JaamSim was born in 2010 when we separated TLS into a general purpose simulator and a set of application-specific components. In 2011, we released JaamSim as free, open source software and in 2013 introduced it to the simulation community with a Winter Simulation Conference paper.

JaamSim now consists of over 50,000 lines of executable code and Ohloh estimates that it represents about 13 years of effort, or about one million dollars of programmer time. It is one of the most active open-source projects that they track.


Wednesday, May 7, 2014

Why is JaamSim free?

The first question most people ask me about JaamSim is "Why are you doing this?" This is a good question. We are going to a lot of trouble to develop and promote software that generates no revenue for us.

There is a personal reason and a business reason for JaamSim.  I'll start with the personal one. I've been a simulation consultant for more than thirty years now, and I would like to make a lasting contribution to the field. Over the years, I've developed strong opinions on how simulation models should be constructed and on the role simulation technology should play in the world. I'll say more about these topics in future posts, but suffice it to say that the present generation of commercial off-the-shelf simulation software is not suitable for this vision and that JaamSim is designed to fill this gap. JaamSim embodies all our ideas on how simulation software should work.

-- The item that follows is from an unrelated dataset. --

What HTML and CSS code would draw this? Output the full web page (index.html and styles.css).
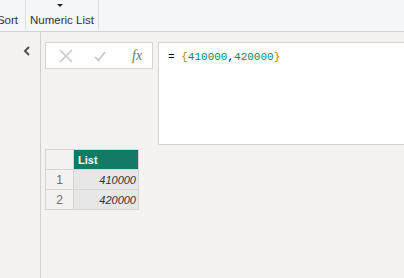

The business reason for JaamSim is simple. We want to be recognized as a leader in simulation technology to help us sell our consulting services. It's no good for us to claim that our software is the most sophisticated because everyone else does this too. Clients have no way to make a technical evaluation and simply assume that the most popular software is the best and safest choice. The only way for us to prove the value of our software is for it to be widely used by other simulation professionals. We have made JaamSim free and open source so that more people will try it out and hopefully adopt it as their preferred software. At the end of the day, our reputation is more important to us than any money that JaamSim might have generated as a commercial offering.